If you need to spend a lot of time taking pictures in the rain, you might find it worthwhile to spend the extra money for a weather-sealed body such as the EOS-3 or EOS-1v. Be forewarned that these cameras are staggeringly heavy compared to the Elan 7, particularly with their vertical grips.
If you're intent on minimizing size, weight, and cost, consider the Canon Rebel series. The Rebel lacks some of the nicest features of the EOS system, however. You can't move autofocus from the shutter release to a button in the rear. There is no rear control wheel, which makes manual exposure and exposure compensation clumsy. On the plus side, the latest Rebel's vertical grip includes a shutter release, just like the Elan 7's.

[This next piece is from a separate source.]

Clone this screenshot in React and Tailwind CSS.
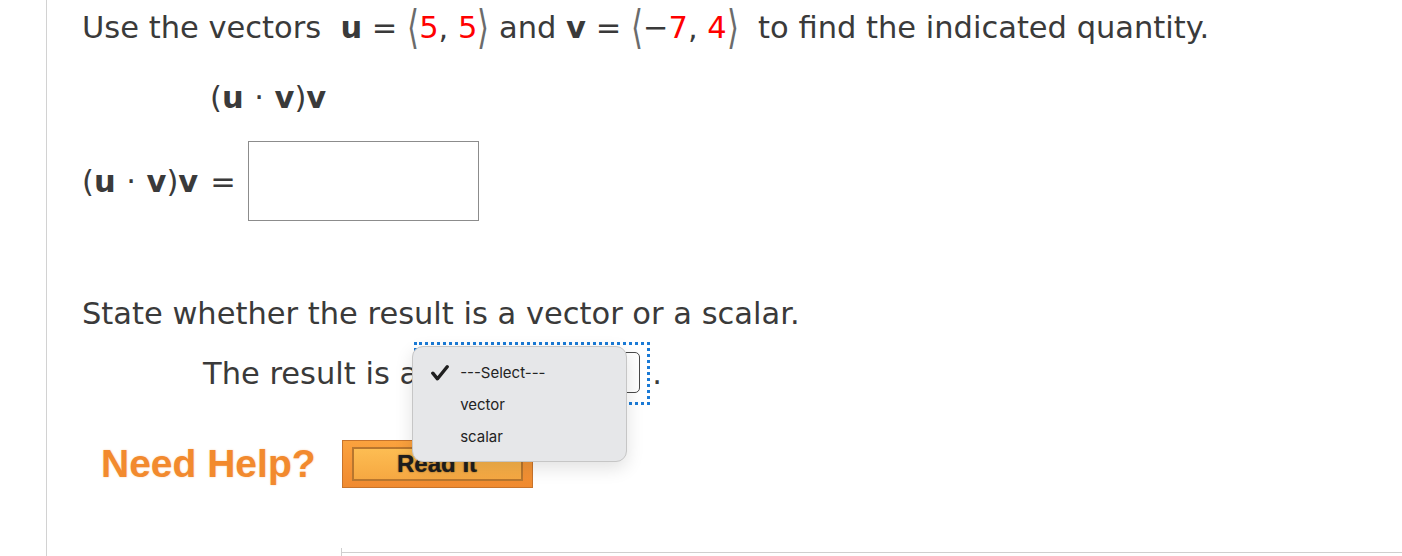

Eyeglass wearers and viewing system snobs should consider the EOS-1v or maybe abandon the EOS system altogether for Nikon, whose bodies typically offer more eye relief.
Here are some pictures from the April 2001 Boston Marathon. The Elan 7's autofocus system was disappointing for this assignment. The camera lost focus in a lot of situations where the EOS-3 would have kept it. Even my memory of the ancient EOS-5's performance is that in some ways it did better for marathon runners.

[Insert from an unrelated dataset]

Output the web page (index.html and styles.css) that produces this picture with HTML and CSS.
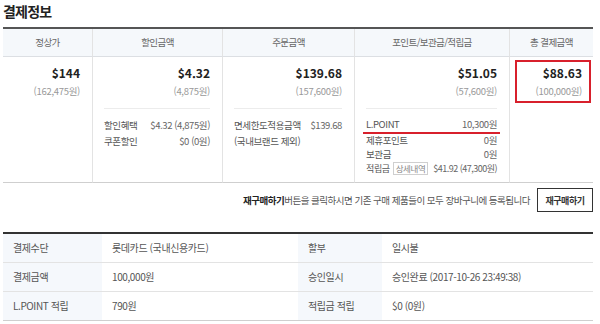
FILE: index.html
```html
<!DOCTYPE html>
<html lang="ko">
<head>
<meta charset="utf-8">
<link rel="stylesheet" href="styles.css">
</head>
<body>
<div class="page">
  <h2 class="title">결제정보</h2>
  <div class="t1">
    <div class="th">정상가</div>
    <div class="th">할인금액</div>
    <div class="th">주문금액</div>
    <div class="th">포인트/보관금/적립금</div>
    <div class="th">총 결제금액</div>

    <div class="td">
      <div class="amt"><div class="usd">$144</div><div class="krw">(162,475원)</div></div>
    </div>
    <div class="td">
      <div class="amt"><div class="usd">$4.32</div><div class="krw">(4,875원)</div></div>
      <div class="sep"></div>
      <div class="details">
        <div class="row"><span class="lb">할인혜택</span><span class="val">$4.32 (4,875원)</span></div>
        <div class="row"><span class="lb">쿠폰할인</span><span class="val">$0 (0원)</span></div>
      </div>
    </div>
    <div class="td">
      <div class="amt"><div class="usd">$139.68</div><div class="krw">(157,600원)</div></div>
      <div class="sep"></div>
      <div class="details">
        <div class="row"><span class="lb">면세한도적용금액</span><span class="val">$139.68</span></div>
        <div class="row"><span class="lb">(국내브랜드 제외)</span></div>
      </div>
    </div>
    <div class="td">
      <div class="amt"><div class="usd">$51.05</div><div class="krw">(57,600원)</div></div>
      <div class="sep"></div>
      <div class="details pts">
        <div class="row lpoint"><span class="lb">L.POINT</span><span class="val">10,300원</span></div>
        <div class="row tight"><span class="lb">제휴포인트</span><span class="val">0원</span></div>
        <div class="row tight"><span class="lb">보관금</span><span class="val">0원</span></div>
        <div class="row save"><span class="lb">적립금</span><span class="more">상세내역</span><span class="val grow">$41.92 (47,300원)</span></div>
      </div>
    </div>
    <div class="td total">
      <div class="amt hl"><div class="usd">$88.63</div><div class="krw">(100,000원)</div></div>
    </div>
  </div>

  <div class="rebuy">
    <p class="note"><strong>재구매하기</strong>버튼을 클릭하시면 기존 구매 제품들이 모두 장바구니에 등록됩니다</p>
    <button class="btn" type="button">재구매하기</button>
  </div>

  <div class="t2">
    <div class="k">결제수단</div><div class="v">롯데카드 (국내신용카드)</div>
    <div class="k">할부</div><div class="v">일시불</div>
    <div class="k">결제금액</div><div class="v">100,000원</div>
    <div class="k">승인일시</div><div class="v">승인완료 (2017-10-26 23:49:38)</div>
    <div class="k last">L.POINT 적립</div><div class="v last">790원</div>
    <div class="k last">적립금 적립</div><div class="v last">$0 (0원)</div>
  </div>
</div>
</body>
</html>
```
FILE: styles.css
```css
* { box-sizing: border-box; }
body {
  margin: 0;
  background: #fff;
  font-family: "Noto Sans CJK KR", "Noto Sans", sans-serif;
  color: #444;
}
.page {
  width: 600px;
  padding: 0 7px 0 3px;
}
.title {
  margin: 0;
  height: 27px;
  font-size: 14px;
  line-height: 22px;
  font-weight: bold;
  color: #222;
  letter-spacing: -0.8px;
}
.t1 {
  display: grid;
  grid-template-columns: 89px 130px 132px 155px 84px;
  border-top: 2px solid #555;
}
.th {
  height: 28px;
  background: #f5f8fb;
  border-bottom: 1px solid #dcdfe3;
  font-size: 9.5px;
  line-height: 27px;
  text-align: center;
  color: #666;
  letter-spacing: -0.6px;
}
.th + .th, .td + .td { border-left: 1px solid #e3e3e3; }
.td {
  height: 126px;
  border-bottom: 1px solid #cfcfcf;
  padding: 3px 12px 0 11px;
}
.amt {
  text-align: right;
  padding: 4px 0 3px;
}
.usd {
  font-size: 12px;
  line-height: 18px;
  font-weight: bold;
  color: #222;
}
.krw {
  font-size: 9.5px;
  line-height: 18px;
  color: #999;
  letter-spacing: -0.3px;
}
.sep {
  margin-top: 5px;
  border-top: 1px solid #ececec;
}
.details {
  margin-top: 8px;
  font-size: 9.5px;
  line-height: 16px;
  color: #555;
  letter-spacing: -0.4px;
}
.row {
  display: flex;
  justify-content: space-between;
  align-items: center;
  white-space: nowrap;
}
.val { color: #666; }
.lpoint {
  margin: 0 -3px;
  padding: 0 3px;
  line-height: 15px;
  border-bottom: 2px solid #d8202c;
}
.tight { line-height: 13.5px; }
.save { height: 15px; line-height: 13px; font-size: 9px; }
.more {
  margin-left: 3px;
  border: 1px solid #cfcfcf;
  padding: 0 2px;
  font-size: 8.5px;
  line-height: 11px;
  color: #888;
}
.grow { flex: 1; text-align: right; letter-spacing: -0.5px; }
.total { padding: 3px 2px 0 5px; }
.hl {
  border: 2px solid #d8202c;
  padding: 2px 7px 1px;
}
.rebuy {
  display: flex;
  justify-content: flex-end;
  align-items: center;
  gap: 7px;
  margin-top: 5px;
  height: 24px;
}
.note {
  margin: 0;
  font-size: 9.5px;
  color: #555;
  letter-spacing: -0.5px;
}
.note strong { color: #222; }
.btn {
  width: 56px;
  height: 24px;
  padding: 0;
  border: 1px solid #333;
  background: #fff;
  font-family: inherit;
  font-size: 9px;
  font-weight: bold;
  color: #333;
  letter-spacing: -0.5px;
}
.t2 {
  display: grid;
  grid-template-columns: 99px 196px 84px 211px;
  margin-top: 20px;
  border-top: 2px solid #333;
}
.k, .v {
  height: 29px;
  padding-left: 10px;
  font-size: 10px;
  line-height: 28px;
  border-bottom: 1px solid #e3e3e3;
  letter-spacing: -0.4px;
}
.k { background: #f5f8fc; color: #555; }
.v { color: #555; }
.k.last, .v.last { border-bottom-color: #cfcfcf; }
```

More: a photo essay from the 1996 Boston Marathon (100th anniversary).
While packing for a two-week trip to Hong Kong, Taiwan, and Japan, I confronted a collection of 20 cameras and camera systems. What ultimately went into the luggage? The Elan 7 body, a 50/1.4, a Canon 24-85 USM zoom, and a combination of Fuji NPH and Kodak Portra 400 NC. Lightweight and low contrast. Here are some of the results:
How did the camera perform while exposing 15 rolls of film? Very reliably. The computer got confused once and the camera remained frozen until the batteries were removed and reinserted. Otherwise the camera performed as expected, which is to say that its inability to focus in low light became ever more apparent and ever more annoying. And this is with a 50/1.4 lens mounted most of the time!